Mon père ou mon frère fabriquaient des pièges, sorte de tamis soutenus sur un côté par un bout de bois relié à une ficelle qui courrait jusqu’à la fenêtre entrebâillée.

Je les aidais en leur passant le marteau, les clous ou la ficelle.

Quelques grains de blés ou de petits morceaux de pain attiraient les oiseaux et lorsqu’ils étaient sous le tamis, bien au centre, il fallait tirer la ficelle d’un coup sec pour capturer l’oiseau. Le plus souvent, l’oiseau déjouait la manœuvre.

Mais quand l’un d’entre eux se faisait prendre, seule ma mère avait la responsabilité de le sortir de là. Elle lui parlait, lui demandait pardon et savait le toucher et l’empaumer avec une telle douceur que l’oiseau se laissait prendre sans s’affoler.

Nous allions alors en cortège le lâcher dans la volière ou il allait vivre quelques jours avec les autres oiseaux que nous avions piégés, les éclopés en convalescence et les trop vieux ou trop malades pour survivre en liberté. Chaque oiseau capturé était admiré, affublé d’un nom et faisait l’objet de recherches approfondies pour connaître son espèce, sa nourriture, son caractère.

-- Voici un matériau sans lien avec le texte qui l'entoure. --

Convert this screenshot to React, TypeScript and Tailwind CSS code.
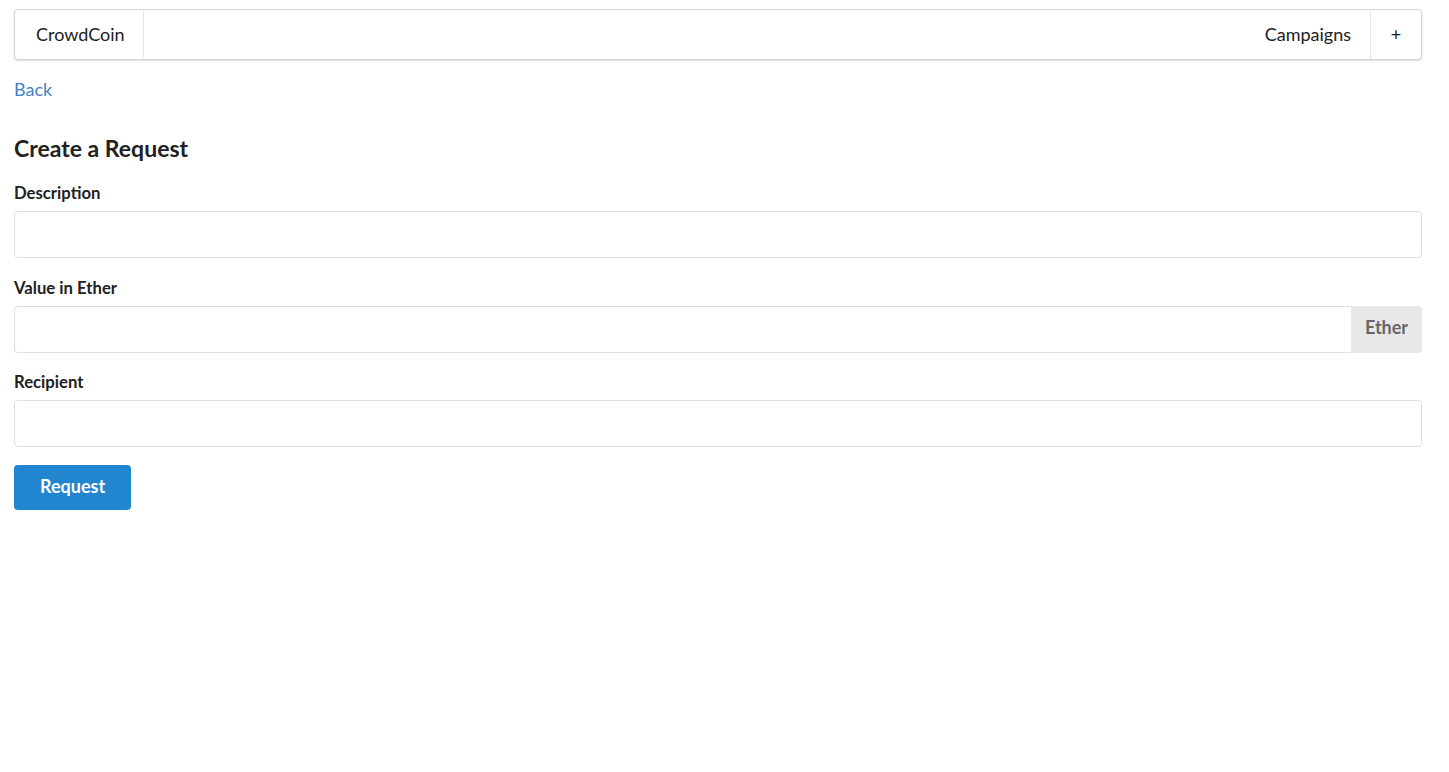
import React from "react";

export default function App() {
  const font = { fontFamily: "Lato, 'Helvetica Neue', Arial, sans-serif" };
  return (
    <div className="min-h-screen bg-white text-[#212121]" style={font}>
      <div className="pl-[14px] pr-[27px] pt-[9px]">
        {/* Menu */}
        <div className="flex h-[51px] items-stretch rounded-[4px] border border-[#d4d4d5] bg-white shadow-[0_1px_2px_0_rgba(34,36,38,0.15)] text-[18px]">
          <div className="flex items-center border-r border-[#e7e7e8] pl-[21px] pr-[18px]">CrowdCoin</div>
          <div className="flex-1" />
          <div className="flex items-center px-[19px]">Campaigns</div>
          <div className="flex w-[51px] items-center justify-center border-l border-[#e7e7e8]">+</div>
        </div>

        <div className="mt-[17px] text-[18px] leading-[25.7px]">
          <a className="text-[#4183c4]" href="#">Back</a>
        </div>

        <h3 className="mt-[30px] text-[23px] font-bold leading-[30px]">Create a Request</h3>

        <form className="mt-[20px]" onSubmit={(e) => e.preventDefault()}>
          <div className="mb-[20px]">
            <label className="mb-[8px] block text-[16.7px] font-bold leading-[20px]">Description</label>
            <input className="block h-[47px] w-full rounded-[4px] border border-[#dededf] px-[18px] text-[18px] outline-none" />
          </div>
          <div className="mb-[19px]">
            <label className="mb-[8px] block text-[16.7px] font-bold leading-[20px]">Value in Ether</label>
            <div className="flex h-[47px]">
              <input className="block h-full min-w-0 flex-1 rounded-l-[4px] border border-r-0 border-[#dededf] px-[18px] text-[18px] outline-none" />
              <div className="flex w-[71px] items-center justify-center rounded-r-[4px] bg-[#e8e8e8] pb-[3px] text-[18px] font-bold text-[#666666]">Ether</div>
            </div>
          </div>
          <div className="mb-[18px]">
            <label className="mb-[8px] block text-[16.7px] font-bold leading-[20px]">Recipient</label>
            <input className="block h-[47px] w-full rounded-[4px] border border-[#dededf] px-[18px] text-[18px] outline-none" />
          </div>
          <button type="submit" className="flex h-[45px] items-center rounded-[4px] bg-[#2185d0] px-[26px] pb-[2px] text-[18px] font-bold text-white">
            Request
          </button>
        </form>
      </div>
    </div>
  );
}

Avant Internet, n’ayant pas de livres à la maison et ne fréquentant pas la bibliothèque, dont j’ignorais l’existence à l’époque, la recherche pour moi était simple : mon frère Edouard savait, ou maman savait, ou bien papa saurait le soir en rentrant du travail.

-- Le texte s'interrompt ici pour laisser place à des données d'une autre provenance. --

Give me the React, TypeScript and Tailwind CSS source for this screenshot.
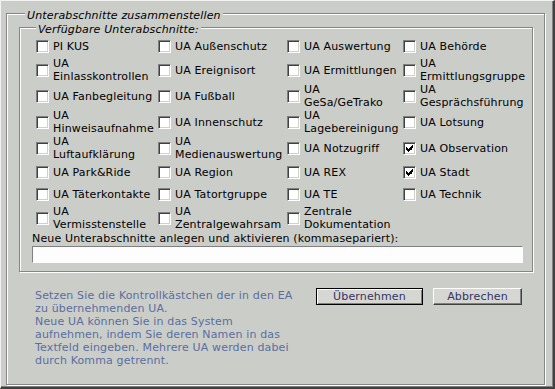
import type { ReactNode } from 'react'

type Item = { lines: string[]; checked?: boolean }

const rows: (Item | null)[][] = [
  [{ lines: ['PI KUS'] }, { lines: ['UA Außenschutz'] }, { lines: ['UA Auswertung'] }, { lines: ['UA Behörde'] }],
  [
    { lines: ['UA', 'Einlasskontrollen'] },
    { lines: ['UA Ereignisort'] },
    { lines: ['UA Ermittlungen'] },
    { lines: ['UA', 'Ermittlungsgruppe'] },
  ],
  [
    { lines: ['UA Fanbegleitung'] },
    { lines: ['UA Fußball'] },
    { lines: ['UA', 'GeSa/GeTrako'] },
    { lines: ['UA', 'Gesprächsführung'] },
  ],
  [
    { lines: ['UA', 'Hinweisaufnahme'] },
    { lines: ['UA Innenschutz'] },
    { lines: ['UA', 'Lagebereinigung'] },
    { lines: ['UA Lotsung'] },
  ],
  [
    { lines: ['UA', 'Luftaufklärung'] },
    { lines: ['UA', 'Medienauswertung'] },
    { lines: ['UA Notzugriff'] },
    { lines: ['UA Observation'], checked: true },
  ],
  [{ lines: ['UA Park&Ride'] }, { lines: ['UA Region'] }, { lines: ['UA REX'] }, { lines: ['UA Stadt'], checked: true }],
  [{ lines: ['UA Täterkontakte'] }, { lines: ['UA Tatortgruppe'] }, { lines: ['UA TE'] }, { lines: ['UA Technik'] }],
  [
    { lines: ['UA', 'Vermisstenstelle'] },
    { lines: ['UA', 'Zentralgewahrsam'] },
    { lines: ['Zentrale', 'Dokumentation'] },
    null,
  ],
]

function CheckBox({ checked }: { checked?: boolean }) {
  return (
    <span className="relative ml-[4px] inline-block h-[13px] w-[13px] shrink-0 border border-t-[#808080] border-l-[#808080] border-b-white border-r-white bg-white shadow-[inset_1px_1px_0_#404040,inset_-1px_-1px_0_#d4d0c8]">
      {checked ? (
        <svg
          className="absolute left-[2px] top-[2px]"
          width="7"
          height="7"
          viewBox="0 0 7 7"
          shapeRendering="crispEdges"
        >
          <path
            fill="#000"
            d="M6 0h1v3H6zM5 1h1v4H5zM4 2h1v3H4zM0 2h1v3H0zM1 3h1v3H1zM2 4h1v3H2zM3 3h1v3H3z"
          />
        </svg>
      ) : null}
    </span>
  )
}

function GroupBox({
  title,
  legendLeft,
  className,
  children,
}: {
  title: string
  legendLeft: string
  className: string
  children: ReactNode
}) {
  return (
    <div
      className={`relative border border-[#868686] shadow-[inset_1px_1px_0_#fff,1px_1px_0_#fff] ${className}`}
    >
      <span
        className={`absolute -top-[5px] ${legendLeft} bg-[#cbcdc9] px-[2px] italic leading-[13px] text-black`}
      >
        {title}
      </span>
      {children}
    </div>
  )
}

export default function App() {
  return (
    <div className="flex h-[389px] w-[555px] flex-col border-t border-l border-r-2 border-b-2 border-t-[#f2f2f0] border-l-[#f2f2f0] border-r-[#404040] border-b-[#404040] bg-[#cbcdc9] pt-[12px] pl-[5px] pr-[8px] pb-[2px] font-['DejaVu_Sans',Verdana,sans-serif] text-[11px] tracking-[0.15px] shadow-[inset_-1px_-1px_0_#808080]">
      <GroupBox title="Unterabschnitte zusammenstellen" legendLeft="left-[18px]" className="flex-1">
        <GroupBox
          title="Verfügbare Unterabschnitte:"
          legendLeft="left-[16px]"
          className="ml-[12px] mt-[13px] w-[514px] pl-[12px] pr-[9px] pt-[7px] pb-[8px]"
        >
          <div className="grid grid-cols-[122px_129px_116px_1fr] text-black">
            {rows.flatMap((row, r) =>
              row.map((item, c) =>
                item ? (
                  <label key={`${r}-${c}`} className="flex min-h-[22px] items-center">
                    <CheckBox checked={item.checked} />
                    <span className="ml-[4px] whitespace-nowrap leading-[13px]">
                      {item.lines.map((line) => (
                        <span key={line} className="block">
                          {line}
                        </span>
                      ))}
                    </span>
                  </label>
                ) : (
                  <div key={`${r}-${c}`} />
                ),
              ),
            )}
          </div>
          <div className="mt-[1px] leading-[13px] text-black">
            Neue Unterabschnitte anlegen und aktivieren (kommasepariert):
          </div>
          <div className="mt-[1px] h-[17px] w-[491px] border border-t-[#808080] border-l-[#808080] border-b-white border-r-white bg-[#fdfdfd]" />
        </GroupBox>

        <div className="ml-[28px] mt-[16px] flex items-start">
          <div className="w-[281px] whitespace-nowrap pt-[1px] leading-[13px] text-[#5a6ea0]">
            Setzen Sie die Kontrollkästchen der in den EA
            <br />
            zu übernehmenden UA.
            <br />
            Neue UA können Sie in das System
            <br />
            aufnehmen, indem Sie deren Namen in das
            <br />
            Textfeld eingeben. Mehrere UA werden dabei
            <br />
            durch Komma getrennt.
          </div>
          <button
            type="button"
            className="h-[17px] w-[107px] border border-black bg-[#d6d7d3] text-[11px] leading-[13px] text-[#333366] shadow-[inset_1px_1px_0_#fff,inset_-1px_-1px_0_#808080]"
          >
            Übernehmen
          </button>
          <button
            type="button"
            className="ml-[10px] h-[17px] w-[89px] border border-t-white border-l-white border-r-[#404040] border-b-[#404040] bg-[#d6d7d3] text-[11px] leading-[13px] text-[#333366] shadow-[inset_-1px_-1px_0_#808080]"
          >
            Abbrechen
          </button>
        </div>
      </GroupBox>
    </div>
  )
}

Une fois la curiosité rassasiée, l’oiseau était relâché, encouragé par les mêmes cris de joie que si nous lui avions sauvé la vie !

J’ai ainsi appris à reconnaître le moineau, le pinson, les mésanges, le merle, l’étourneau et les perruches.

je rêvais de capturer un jour un oiseau migrateur sans savoir à quoi cela pouvait bien ressembler. J’avais sans doute entendu le mot et il me faisait rêver.

Plus tard, j’ai appris que le canard était un migrateur. Or « canard » était mon surnom dans la famille. Prémonitoire sans doute ? Mes migrations furent davantage sociales que géographiques, mais quoi qu’il en soit, je considère le canard comme mon animal totem.

Et c’est aussi le meilleur anti-dépresseur du monde : qui a déjà réussi à être triste ou même seulement à garder son sérieux en regardant un canard clopiner sur terre, la queue battant de gauche à droite et entamant la conversation d’un « coin coin coin coin » sonore et satisfait ?

Comique ? Ridicule ? Ah non ! Le canard est sympathique en diable, c’est un maître, un gourou en matière de carpe diem.

Et quand il vole, puissant et majestueux, il cloue le bec à ses minables détracteurs.

Sur l’eau il est le maître absolu. Efficace, élégant, la grande classe.

La référence à Saturnin est ici obligatoire : caneton d’un feuilleton télévisé de mon enfance que je suivais assidûment et, surtout, MON Saturnin ! Sosie du héros télévisé, ramené de vacances dans les Vosges, l’année de mes 10 ans. Le trajet Gerardmer-Lille par les routes de l’époque durait longtemps.

Nous étions 5 dans une petite Dauphine Renault, et moi au milieu de la banquette arrière avec sur les genoux : Une grande tarte au myrtilles offerte par nos logeurs posée sur un carton et enveloppée d’un torchon, avec, par dessus, un petit carton contenant Saturnin, un caneton tout jaune.

Le trajet, dans la chaleur d’une fin d’août, sans climatisation, le jus des myrtilles coulant sur mes cuisses puis sur la banquette, le caneton se couvrant petit à petit de ses excréments puants dans son emballage, et mon frère à ma droite et ma sœur à ma gauche se disputant sans arrêt par dessus ma tête, sans un mot, à coup de baffes et de cheveux tirés, OMG !

Bref, je ne plaisante jamais quand il est question de canard.